| Work to complete |
Show all lines holding "this".

----

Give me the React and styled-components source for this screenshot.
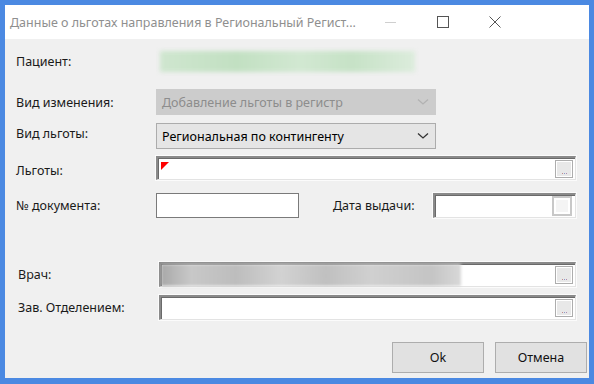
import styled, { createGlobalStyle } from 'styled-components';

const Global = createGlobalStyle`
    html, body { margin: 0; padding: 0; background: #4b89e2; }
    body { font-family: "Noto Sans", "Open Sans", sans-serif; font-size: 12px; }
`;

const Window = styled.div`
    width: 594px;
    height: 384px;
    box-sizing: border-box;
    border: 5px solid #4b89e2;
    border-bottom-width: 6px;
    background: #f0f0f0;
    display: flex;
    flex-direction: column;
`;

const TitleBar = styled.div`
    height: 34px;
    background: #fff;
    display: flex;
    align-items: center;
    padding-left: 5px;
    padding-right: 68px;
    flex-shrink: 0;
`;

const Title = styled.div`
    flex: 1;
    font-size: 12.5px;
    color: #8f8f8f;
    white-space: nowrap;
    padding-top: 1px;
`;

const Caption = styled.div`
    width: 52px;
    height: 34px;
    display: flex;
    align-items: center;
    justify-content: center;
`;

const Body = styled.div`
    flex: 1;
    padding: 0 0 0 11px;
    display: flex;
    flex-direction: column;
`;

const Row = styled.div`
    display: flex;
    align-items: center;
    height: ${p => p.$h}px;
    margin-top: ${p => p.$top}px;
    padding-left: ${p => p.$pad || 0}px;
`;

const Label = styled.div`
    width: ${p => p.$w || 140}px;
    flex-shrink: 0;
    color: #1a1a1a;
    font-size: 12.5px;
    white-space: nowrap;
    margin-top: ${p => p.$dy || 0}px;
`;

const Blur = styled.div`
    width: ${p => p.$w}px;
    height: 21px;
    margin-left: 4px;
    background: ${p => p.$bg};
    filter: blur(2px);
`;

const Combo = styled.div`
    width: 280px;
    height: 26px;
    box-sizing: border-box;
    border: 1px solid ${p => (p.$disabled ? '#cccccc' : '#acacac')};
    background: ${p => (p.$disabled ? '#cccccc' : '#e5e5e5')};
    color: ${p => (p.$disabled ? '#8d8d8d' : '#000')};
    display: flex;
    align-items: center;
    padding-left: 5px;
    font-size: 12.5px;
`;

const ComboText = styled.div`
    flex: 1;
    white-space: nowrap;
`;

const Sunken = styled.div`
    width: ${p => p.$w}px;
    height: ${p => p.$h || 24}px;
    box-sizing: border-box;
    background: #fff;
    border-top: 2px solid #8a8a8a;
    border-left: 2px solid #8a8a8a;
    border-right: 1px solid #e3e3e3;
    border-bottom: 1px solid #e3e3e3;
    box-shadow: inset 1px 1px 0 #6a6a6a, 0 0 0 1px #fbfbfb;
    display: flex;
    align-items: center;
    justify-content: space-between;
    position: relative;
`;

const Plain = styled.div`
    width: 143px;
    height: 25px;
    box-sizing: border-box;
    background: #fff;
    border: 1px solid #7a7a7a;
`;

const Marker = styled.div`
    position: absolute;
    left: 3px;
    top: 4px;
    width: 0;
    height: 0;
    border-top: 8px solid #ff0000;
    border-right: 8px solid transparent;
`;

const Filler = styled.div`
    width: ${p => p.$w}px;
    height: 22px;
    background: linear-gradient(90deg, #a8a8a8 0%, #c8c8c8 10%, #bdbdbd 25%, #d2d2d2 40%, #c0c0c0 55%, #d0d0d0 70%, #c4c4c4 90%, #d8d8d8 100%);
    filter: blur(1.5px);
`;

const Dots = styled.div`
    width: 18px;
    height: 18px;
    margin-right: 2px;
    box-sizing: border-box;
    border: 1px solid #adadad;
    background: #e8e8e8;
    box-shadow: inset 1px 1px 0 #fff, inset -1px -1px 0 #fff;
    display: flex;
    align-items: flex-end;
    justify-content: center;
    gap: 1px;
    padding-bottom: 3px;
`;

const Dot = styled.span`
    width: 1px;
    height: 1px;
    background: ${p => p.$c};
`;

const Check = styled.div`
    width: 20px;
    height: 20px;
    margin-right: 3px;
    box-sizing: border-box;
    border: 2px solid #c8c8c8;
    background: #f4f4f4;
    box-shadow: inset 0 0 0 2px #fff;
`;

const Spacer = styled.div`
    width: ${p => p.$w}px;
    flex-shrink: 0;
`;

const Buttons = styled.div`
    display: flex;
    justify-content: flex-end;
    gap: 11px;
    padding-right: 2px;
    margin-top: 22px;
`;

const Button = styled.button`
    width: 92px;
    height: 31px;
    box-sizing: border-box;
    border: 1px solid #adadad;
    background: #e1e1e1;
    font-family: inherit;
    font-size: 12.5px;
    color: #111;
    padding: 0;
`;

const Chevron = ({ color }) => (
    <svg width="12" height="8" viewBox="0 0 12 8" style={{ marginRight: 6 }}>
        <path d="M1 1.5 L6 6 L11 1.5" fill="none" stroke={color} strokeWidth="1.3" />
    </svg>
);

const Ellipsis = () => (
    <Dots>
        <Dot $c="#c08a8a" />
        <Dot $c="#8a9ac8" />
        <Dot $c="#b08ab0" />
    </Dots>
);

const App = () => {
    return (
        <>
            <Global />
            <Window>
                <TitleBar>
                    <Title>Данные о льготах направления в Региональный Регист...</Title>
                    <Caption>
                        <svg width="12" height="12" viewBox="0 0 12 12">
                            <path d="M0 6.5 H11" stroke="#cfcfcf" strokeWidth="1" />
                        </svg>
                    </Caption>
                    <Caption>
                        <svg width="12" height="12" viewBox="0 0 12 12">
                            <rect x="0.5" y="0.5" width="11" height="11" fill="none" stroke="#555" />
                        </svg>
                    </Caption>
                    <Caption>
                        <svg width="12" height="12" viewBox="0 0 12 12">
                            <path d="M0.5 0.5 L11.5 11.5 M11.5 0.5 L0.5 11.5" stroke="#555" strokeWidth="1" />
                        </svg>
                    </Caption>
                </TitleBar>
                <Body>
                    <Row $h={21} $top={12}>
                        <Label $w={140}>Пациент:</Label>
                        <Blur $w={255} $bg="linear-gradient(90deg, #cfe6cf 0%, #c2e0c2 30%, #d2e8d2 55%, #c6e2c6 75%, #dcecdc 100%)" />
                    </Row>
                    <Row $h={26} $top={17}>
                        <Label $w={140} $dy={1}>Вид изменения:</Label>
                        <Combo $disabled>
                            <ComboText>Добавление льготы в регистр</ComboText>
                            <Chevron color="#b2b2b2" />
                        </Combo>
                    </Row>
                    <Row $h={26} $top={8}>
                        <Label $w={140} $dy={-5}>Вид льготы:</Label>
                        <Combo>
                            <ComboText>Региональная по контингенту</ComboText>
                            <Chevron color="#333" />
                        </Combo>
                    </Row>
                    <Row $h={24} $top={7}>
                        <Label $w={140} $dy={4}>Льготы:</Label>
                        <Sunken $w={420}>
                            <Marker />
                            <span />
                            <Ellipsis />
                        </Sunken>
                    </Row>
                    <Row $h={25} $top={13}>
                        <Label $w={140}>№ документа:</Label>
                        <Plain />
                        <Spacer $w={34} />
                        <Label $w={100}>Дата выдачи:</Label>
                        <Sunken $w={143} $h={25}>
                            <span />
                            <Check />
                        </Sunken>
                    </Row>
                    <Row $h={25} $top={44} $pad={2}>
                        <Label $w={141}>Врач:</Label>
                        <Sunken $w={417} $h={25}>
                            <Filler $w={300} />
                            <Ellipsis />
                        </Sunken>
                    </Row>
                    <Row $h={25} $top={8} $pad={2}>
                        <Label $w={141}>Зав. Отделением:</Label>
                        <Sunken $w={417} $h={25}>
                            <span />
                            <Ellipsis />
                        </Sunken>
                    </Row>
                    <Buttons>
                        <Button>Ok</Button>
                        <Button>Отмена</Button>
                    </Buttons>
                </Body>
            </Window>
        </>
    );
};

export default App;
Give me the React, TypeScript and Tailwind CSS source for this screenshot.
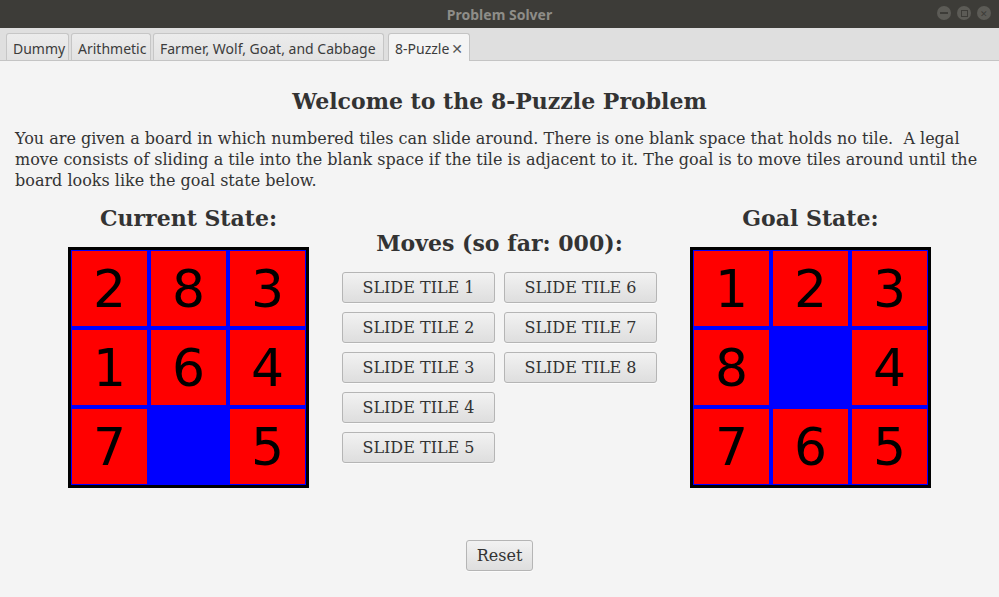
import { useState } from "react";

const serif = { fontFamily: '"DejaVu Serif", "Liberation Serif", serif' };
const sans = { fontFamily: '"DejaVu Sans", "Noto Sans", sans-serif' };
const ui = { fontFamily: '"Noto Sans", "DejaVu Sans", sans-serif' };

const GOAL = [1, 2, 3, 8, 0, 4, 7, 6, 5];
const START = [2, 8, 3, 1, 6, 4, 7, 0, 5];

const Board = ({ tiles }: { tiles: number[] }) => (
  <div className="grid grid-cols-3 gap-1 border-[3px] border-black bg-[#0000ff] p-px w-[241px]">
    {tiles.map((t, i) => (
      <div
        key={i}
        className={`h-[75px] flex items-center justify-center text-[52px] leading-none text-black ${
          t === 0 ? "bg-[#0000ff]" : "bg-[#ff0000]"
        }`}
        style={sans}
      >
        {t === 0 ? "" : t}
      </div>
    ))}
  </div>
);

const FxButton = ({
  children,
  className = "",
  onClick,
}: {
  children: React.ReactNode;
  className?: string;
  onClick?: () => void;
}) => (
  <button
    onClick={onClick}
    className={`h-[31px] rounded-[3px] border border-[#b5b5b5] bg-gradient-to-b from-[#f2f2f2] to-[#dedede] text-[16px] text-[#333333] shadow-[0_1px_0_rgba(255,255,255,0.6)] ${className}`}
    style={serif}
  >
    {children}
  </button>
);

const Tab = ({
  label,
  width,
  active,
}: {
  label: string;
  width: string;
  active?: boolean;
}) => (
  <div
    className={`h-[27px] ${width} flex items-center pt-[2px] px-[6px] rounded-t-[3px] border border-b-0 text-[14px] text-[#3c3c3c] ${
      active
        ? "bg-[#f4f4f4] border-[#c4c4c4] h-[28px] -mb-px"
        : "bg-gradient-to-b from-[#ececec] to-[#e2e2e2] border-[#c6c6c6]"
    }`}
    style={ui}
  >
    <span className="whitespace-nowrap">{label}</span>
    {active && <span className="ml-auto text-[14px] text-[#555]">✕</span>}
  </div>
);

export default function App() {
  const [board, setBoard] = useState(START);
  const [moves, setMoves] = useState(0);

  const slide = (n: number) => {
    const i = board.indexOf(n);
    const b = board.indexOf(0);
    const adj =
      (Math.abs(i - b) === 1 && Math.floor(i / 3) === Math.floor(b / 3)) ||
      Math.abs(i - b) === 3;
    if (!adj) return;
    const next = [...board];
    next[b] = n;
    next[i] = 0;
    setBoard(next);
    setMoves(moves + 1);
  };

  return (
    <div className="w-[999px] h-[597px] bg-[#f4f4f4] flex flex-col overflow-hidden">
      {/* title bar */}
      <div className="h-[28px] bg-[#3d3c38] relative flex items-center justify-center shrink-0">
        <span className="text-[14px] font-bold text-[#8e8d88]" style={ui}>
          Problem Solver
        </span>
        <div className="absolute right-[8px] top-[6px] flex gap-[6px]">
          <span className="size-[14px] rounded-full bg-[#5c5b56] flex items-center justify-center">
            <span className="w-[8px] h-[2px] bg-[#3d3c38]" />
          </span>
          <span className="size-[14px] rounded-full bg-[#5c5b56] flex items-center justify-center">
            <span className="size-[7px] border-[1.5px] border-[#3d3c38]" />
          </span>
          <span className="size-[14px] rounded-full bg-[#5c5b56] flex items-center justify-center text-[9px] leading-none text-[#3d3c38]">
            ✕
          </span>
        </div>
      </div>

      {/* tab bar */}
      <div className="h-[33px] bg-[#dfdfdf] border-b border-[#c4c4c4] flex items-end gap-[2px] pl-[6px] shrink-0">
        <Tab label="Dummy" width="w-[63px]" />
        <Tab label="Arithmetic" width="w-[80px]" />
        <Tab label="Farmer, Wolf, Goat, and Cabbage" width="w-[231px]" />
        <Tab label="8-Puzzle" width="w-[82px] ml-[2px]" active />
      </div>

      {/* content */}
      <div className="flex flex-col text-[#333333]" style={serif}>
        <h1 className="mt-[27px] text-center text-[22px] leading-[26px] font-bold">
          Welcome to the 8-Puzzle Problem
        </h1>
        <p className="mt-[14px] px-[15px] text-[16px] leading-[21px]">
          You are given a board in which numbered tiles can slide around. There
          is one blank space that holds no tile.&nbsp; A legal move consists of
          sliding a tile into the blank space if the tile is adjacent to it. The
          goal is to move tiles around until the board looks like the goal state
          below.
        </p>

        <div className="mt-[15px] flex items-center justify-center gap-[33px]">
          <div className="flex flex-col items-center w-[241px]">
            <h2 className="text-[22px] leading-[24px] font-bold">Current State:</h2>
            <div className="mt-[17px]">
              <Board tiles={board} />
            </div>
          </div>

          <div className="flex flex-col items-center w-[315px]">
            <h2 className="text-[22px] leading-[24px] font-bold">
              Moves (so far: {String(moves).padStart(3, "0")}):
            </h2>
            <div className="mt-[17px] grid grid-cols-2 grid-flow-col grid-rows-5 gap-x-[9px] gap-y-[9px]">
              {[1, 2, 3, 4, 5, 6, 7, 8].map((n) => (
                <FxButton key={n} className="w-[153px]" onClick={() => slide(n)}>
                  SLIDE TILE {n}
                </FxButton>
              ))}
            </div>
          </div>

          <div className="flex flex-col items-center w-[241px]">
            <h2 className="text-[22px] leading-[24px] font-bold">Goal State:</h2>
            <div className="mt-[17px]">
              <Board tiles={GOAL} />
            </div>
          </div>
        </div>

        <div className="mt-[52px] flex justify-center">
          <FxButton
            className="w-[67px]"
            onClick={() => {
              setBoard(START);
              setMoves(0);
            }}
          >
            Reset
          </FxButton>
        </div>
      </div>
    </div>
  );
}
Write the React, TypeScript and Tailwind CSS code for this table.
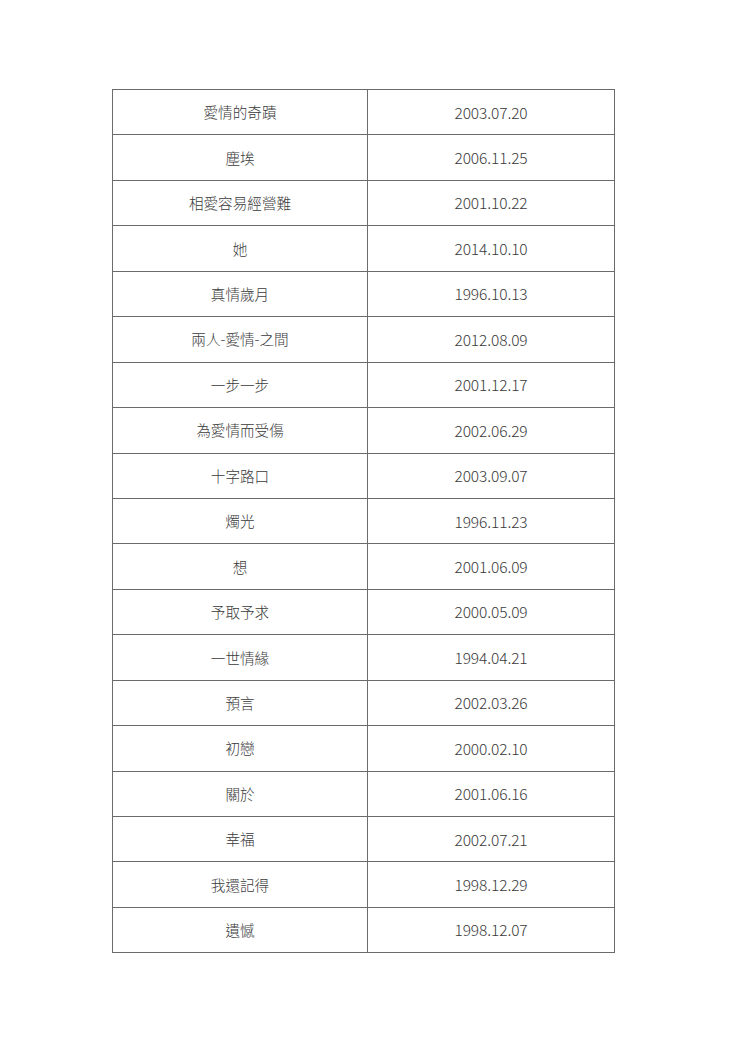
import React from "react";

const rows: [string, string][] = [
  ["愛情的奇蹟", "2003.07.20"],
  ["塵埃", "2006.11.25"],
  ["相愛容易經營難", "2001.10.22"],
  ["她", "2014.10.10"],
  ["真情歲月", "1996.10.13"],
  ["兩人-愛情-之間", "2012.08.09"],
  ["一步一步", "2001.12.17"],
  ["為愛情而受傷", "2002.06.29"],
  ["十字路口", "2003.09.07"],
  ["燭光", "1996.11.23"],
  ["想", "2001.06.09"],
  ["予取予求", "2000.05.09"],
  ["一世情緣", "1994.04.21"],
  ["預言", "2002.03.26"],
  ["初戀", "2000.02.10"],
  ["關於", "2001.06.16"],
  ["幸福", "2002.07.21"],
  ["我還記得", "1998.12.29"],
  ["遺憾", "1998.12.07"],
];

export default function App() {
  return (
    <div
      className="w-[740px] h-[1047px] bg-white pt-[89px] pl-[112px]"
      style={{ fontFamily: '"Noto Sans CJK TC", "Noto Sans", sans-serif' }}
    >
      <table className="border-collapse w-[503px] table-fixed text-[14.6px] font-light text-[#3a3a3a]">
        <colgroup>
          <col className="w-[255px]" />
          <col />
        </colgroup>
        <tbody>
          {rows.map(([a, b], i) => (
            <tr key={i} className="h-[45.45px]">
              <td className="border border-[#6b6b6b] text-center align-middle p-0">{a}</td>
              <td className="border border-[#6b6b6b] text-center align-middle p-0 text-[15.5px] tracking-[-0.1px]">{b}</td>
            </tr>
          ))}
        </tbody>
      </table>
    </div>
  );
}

----

| Answer to the exercise |
Give me the React and styled-components source for this screenshot.
Give me the React, TypeScript and Tailwind CSS source for this screenshot.
Write the React, TypeScript and Tailwind CSS code for this table.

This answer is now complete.